You can directly override any of the snakemake parameters (and paths) set in the respective config files through the command line when executing GEP.

Some examples:

To override the values in the sample configuration GEP/configuration/config.yaml such as path to results, path to samplesTSV, busco5Lineage without having to edit the document itself:

snakemake --profile SUBMIT_CONFIG/local/ --config [Results=/my/New/Results/Folder busco5Lineage=insecta]

To override values in the submission configuration as found in SUBMIT_CONFIG/<local_OR_slurm>/config.yaml without having to edit the document itself:

snakemake --profile SUBMIT_CONFIG/slurm/ --cores 144 --jobs 20 --printshellcmds

Results

For Build mode, meryl databases can be found at:

(This is the path that you provide to the evaluation sample sheet under the merylDB column)

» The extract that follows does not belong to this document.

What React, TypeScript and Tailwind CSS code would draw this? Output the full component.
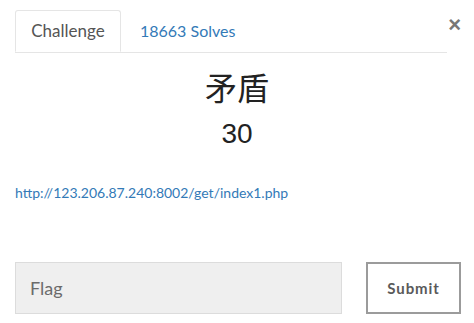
export default function App() {
  return (
    <div className="relative w-[474px] h-[323px] bg-white font-['Lato','Noto_Sans',sans-serif] overflow-hidden">
      <button className="absolute right-[13px] top-[14px] text-[22px] leading-none font-bold text-[#777] font-['Liberation_Sans',sans-serif]">
        ×
      </button>
      <div className="px-[15px] pt-[10px]">
        <div className="flex w-[432px] border-b border-[#e5e5e5]">
          <div className="h-[42px] w-[106px] -mb-px flex items-center justify-center rounded-t-[3px] border border-[#e5e5e5] border-b-white bg-white text-[17px] text-[#555]">
            Challenge
          </div>
          <div className="h-[42px] flex items-center pl-[19px] text-[16px] text-[#337ab7]">
            18663 Solves
          </div>
        </div>
        <div className="flex flex-col items-center mt-[14px] text-[#222] font-['Liberation_Sans','Noto_Sans_CJK_SC',sans-serif]">
          <h2 className="text-[32px] leading-[38px] font-['Noto_Sans_CJK_SC',sans-serif] font-normal">
            矛盾
          </h2>
          <h3 className="text-[28px] leading-[32px] mt-[13px]">30</h3>
        </div>
        <div className="mt-[30px]">
          <a href="#" className="text-[14px] leading-[20px] text-[#337ab7]">
            http://123.206.87.240:8002/get/index1.php
          </a>
        </div>
        <div className="flex items-center mt-[58px] gap-[24px]">
          <input
            placeholder="Flag"
            className="w-[327px] h-[52px] shrink-0 bg-[#efefef] border border-[#dcdcdc] px-[14px] text-[18px] text-[#555] placeholder:text-[#6b6b6b] focus:outline-none"
          />
          <button className="w-[95px] h-[52px] shrink-0 border-2 border-[#9b9b9b] bg-white text-[15px] font-bold tracking-[0.06em] text-[#5a5a5a]">
            Submit
          </button>
        </div>
      </div>
    </div>
  );
}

/<pathToResults>/0_buildDatabases/{sample}/<illuminaReads OR hifiReads>/03_merylDb/complete_{illuminaORhifi}_{sample}_dB.{smrtTrimmed}.{kmer}.meryl

For Evaluate mode, individual results can be found at:

/<pathToResults>/1_evaluation/{asmID}/

PDF Reports

/<pathToResults>/1_evaluation/finalResults/FULL_Report_PDF.pdf
/<pathToResults>/1_evaluation/finalResults/FULL_TABLE_PDF.pdf

Full Report

Full Table

Aggregated Results Table

The above table can alsobe found in both TSV format (for easy import to plotting software such as R), and markdown (.rst) for copy-and-pasting into your preferred markdown.

/<pathToResults>/1_evaluation/finalResults/Combined_Results_FULLTABLE.tsv

/<pathToResults>/1_evaluation/finalResults/FullTableMarkdown.md

Citations

#######################################################################

The software/tools used as part of our genome evaluation are as follows:

Pre-Processing (least biased short-read dataset available):

Reference-free Genome Profiling

K-mer distribution (copy-number spectra) analysis

Assessing quality and annotation completeness with Benchmarking Universal Single-Copy Orthologs (BUSCOs)

Scaffold/contig statistics: N# and L# stats, scaffold metrics, sequence counts, GC content, Estimated genome size

#######################################################################

How to choose your Illumina libraries

Variations in sequencing methods/protocols can lead to an increase in bias in the corresponding raw sequencing libraries. Sequencing a biological sample may often consist of both mate-pair/long-insert (e.g. insert sizes of 5k, 10k, 20k bp, etc.) and short-insert (e.g. insert-sizes 180, 250, 500, 800bp) paired-end libraries, respectively.

Usually you can deduce the insert sizes and library types from the metadata found within NCBI or and SRA archive. In order to maintain a little bias as possible whilst maintaining decent coverage, you should ideally use only short-insert paired-end libraries for this evaluation pipeline.